Records from a data collection

_____

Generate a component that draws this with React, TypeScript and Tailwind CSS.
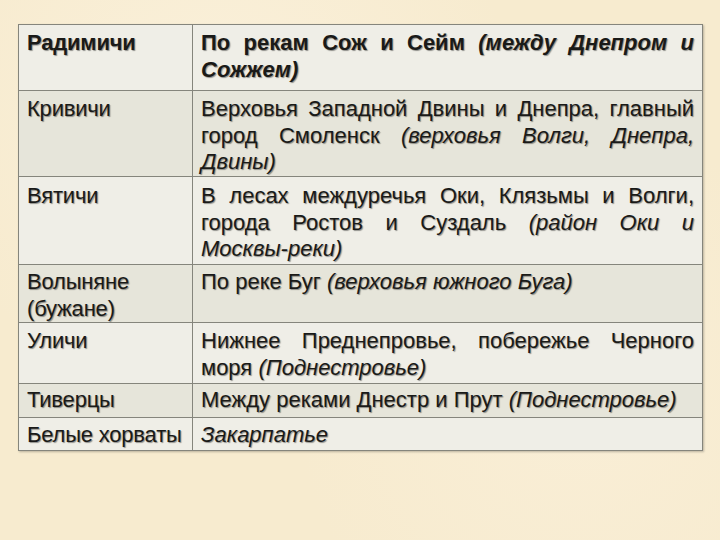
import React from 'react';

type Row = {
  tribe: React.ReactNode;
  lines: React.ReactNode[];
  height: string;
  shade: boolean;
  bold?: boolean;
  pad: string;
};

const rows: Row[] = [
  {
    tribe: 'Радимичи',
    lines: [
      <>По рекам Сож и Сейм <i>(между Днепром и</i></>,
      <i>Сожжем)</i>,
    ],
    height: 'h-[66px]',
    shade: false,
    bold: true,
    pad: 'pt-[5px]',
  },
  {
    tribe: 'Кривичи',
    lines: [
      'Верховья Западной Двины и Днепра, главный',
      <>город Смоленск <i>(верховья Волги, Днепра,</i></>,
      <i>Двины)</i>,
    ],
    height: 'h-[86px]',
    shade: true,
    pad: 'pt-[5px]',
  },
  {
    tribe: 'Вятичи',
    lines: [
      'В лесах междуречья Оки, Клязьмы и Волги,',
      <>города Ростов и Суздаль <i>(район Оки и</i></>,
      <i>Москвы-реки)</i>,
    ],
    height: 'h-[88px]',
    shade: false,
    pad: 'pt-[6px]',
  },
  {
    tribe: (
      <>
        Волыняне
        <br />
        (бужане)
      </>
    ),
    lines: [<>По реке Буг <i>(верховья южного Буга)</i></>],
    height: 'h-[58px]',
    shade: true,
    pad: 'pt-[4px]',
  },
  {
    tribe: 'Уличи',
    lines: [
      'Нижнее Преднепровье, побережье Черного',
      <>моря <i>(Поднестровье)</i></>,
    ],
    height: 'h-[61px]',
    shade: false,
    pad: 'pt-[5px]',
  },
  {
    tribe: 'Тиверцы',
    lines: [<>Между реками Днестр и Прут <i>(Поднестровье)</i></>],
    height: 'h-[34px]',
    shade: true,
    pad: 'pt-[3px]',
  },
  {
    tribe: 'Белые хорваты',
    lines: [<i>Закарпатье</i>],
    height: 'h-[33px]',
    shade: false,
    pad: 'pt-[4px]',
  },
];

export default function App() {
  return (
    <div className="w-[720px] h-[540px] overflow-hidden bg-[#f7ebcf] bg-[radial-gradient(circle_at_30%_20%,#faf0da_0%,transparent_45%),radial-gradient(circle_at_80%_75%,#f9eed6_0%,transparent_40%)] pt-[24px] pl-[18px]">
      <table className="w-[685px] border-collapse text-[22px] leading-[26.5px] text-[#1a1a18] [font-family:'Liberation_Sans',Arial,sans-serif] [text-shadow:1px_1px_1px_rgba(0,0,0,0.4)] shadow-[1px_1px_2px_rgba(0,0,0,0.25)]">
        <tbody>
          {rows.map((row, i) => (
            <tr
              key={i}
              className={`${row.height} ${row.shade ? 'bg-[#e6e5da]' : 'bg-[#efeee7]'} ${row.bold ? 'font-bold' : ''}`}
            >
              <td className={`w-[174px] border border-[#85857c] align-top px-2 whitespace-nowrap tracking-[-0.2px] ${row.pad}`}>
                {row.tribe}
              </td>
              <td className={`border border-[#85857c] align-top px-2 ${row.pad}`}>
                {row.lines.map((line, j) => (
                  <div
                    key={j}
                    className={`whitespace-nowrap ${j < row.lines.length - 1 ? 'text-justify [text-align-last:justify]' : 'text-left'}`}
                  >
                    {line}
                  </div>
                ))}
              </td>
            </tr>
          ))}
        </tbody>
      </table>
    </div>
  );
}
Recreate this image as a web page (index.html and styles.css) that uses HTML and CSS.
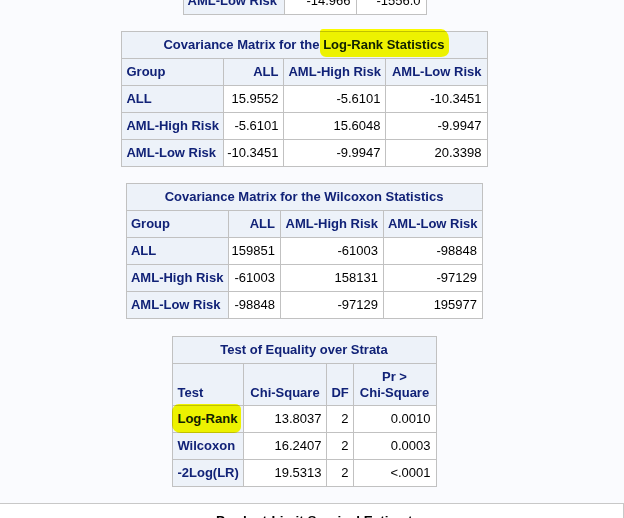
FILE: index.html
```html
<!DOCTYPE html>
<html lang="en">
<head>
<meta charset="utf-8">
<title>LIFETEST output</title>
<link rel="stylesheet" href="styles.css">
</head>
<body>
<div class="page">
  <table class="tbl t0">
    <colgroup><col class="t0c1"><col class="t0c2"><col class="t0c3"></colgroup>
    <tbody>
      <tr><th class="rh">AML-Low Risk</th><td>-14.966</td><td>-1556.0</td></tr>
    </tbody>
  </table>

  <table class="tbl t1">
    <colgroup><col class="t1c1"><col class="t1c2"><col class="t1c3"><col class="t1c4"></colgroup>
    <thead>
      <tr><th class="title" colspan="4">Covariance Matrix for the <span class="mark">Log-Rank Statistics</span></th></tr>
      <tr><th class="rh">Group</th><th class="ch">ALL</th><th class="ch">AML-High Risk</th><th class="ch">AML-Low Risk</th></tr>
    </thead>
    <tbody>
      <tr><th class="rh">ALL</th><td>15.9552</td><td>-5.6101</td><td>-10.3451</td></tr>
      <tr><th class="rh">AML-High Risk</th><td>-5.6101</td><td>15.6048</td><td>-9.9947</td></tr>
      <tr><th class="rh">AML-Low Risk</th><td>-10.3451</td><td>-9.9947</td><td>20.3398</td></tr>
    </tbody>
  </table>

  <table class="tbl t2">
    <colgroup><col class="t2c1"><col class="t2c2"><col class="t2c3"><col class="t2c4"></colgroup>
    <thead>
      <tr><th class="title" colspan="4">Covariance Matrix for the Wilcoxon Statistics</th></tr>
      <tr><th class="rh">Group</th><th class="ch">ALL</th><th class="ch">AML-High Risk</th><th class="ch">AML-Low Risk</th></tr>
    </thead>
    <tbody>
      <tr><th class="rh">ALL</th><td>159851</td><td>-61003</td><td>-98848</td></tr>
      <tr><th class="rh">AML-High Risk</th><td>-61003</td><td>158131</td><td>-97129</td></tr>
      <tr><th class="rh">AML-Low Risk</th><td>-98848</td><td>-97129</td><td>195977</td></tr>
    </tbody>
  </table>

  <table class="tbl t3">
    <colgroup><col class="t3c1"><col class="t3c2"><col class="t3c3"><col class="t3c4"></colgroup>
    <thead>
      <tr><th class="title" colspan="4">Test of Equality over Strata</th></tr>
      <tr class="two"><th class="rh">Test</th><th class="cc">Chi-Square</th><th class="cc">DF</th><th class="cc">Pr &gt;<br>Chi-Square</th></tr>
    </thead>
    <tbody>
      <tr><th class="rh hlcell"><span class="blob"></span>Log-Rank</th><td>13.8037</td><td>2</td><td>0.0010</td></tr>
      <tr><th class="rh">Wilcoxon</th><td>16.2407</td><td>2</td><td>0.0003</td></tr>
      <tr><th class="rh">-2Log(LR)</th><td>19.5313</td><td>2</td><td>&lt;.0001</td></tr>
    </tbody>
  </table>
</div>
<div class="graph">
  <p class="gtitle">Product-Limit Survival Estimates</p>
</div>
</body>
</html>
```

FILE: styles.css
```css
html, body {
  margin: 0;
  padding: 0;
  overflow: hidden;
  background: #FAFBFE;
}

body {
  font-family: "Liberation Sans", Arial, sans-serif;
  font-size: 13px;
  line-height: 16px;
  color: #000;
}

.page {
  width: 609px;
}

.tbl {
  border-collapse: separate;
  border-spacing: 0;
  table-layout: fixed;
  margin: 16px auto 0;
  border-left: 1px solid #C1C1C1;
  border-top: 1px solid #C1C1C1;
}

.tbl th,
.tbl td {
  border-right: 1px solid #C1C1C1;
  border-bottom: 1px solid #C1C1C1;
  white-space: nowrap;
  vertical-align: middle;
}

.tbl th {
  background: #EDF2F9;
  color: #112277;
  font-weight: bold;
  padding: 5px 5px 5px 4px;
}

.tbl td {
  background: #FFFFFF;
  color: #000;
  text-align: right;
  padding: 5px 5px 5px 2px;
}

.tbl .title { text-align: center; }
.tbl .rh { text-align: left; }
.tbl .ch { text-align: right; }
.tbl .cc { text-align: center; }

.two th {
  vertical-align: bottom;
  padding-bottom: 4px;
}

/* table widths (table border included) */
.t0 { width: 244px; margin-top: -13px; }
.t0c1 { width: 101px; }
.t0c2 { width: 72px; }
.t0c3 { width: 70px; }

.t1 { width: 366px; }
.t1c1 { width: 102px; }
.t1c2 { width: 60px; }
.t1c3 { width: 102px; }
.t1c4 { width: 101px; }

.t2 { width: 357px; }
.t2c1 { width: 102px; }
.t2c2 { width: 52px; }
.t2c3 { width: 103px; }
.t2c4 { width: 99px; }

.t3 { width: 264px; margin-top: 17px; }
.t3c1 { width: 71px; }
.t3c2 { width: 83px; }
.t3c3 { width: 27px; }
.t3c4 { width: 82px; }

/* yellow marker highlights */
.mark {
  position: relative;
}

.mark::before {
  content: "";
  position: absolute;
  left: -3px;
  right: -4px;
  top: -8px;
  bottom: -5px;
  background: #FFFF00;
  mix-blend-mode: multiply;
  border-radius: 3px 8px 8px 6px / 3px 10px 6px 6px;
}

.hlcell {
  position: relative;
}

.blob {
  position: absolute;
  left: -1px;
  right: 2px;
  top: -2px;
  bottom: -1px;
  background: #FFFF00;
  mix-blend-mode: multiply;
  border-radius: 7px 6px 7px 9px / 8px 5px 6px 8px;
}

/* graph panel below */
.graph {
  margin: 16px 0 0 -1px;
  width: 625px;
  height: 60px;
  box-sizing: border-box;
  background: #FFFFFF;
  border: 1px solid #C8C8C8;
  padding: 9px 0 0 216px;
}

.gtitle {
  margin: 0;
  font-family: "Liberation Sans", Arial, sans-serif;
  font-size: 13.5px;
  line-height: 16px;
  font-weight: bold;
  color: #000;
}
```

_____

## WHAT YOU NEED TO DO
Show the lines of the records that contain the word "index".

## PROBLEM SOLUTION
Recreate this image as a web page (index.html and styles.css) that uses HTML and CSS.
FILE: index.html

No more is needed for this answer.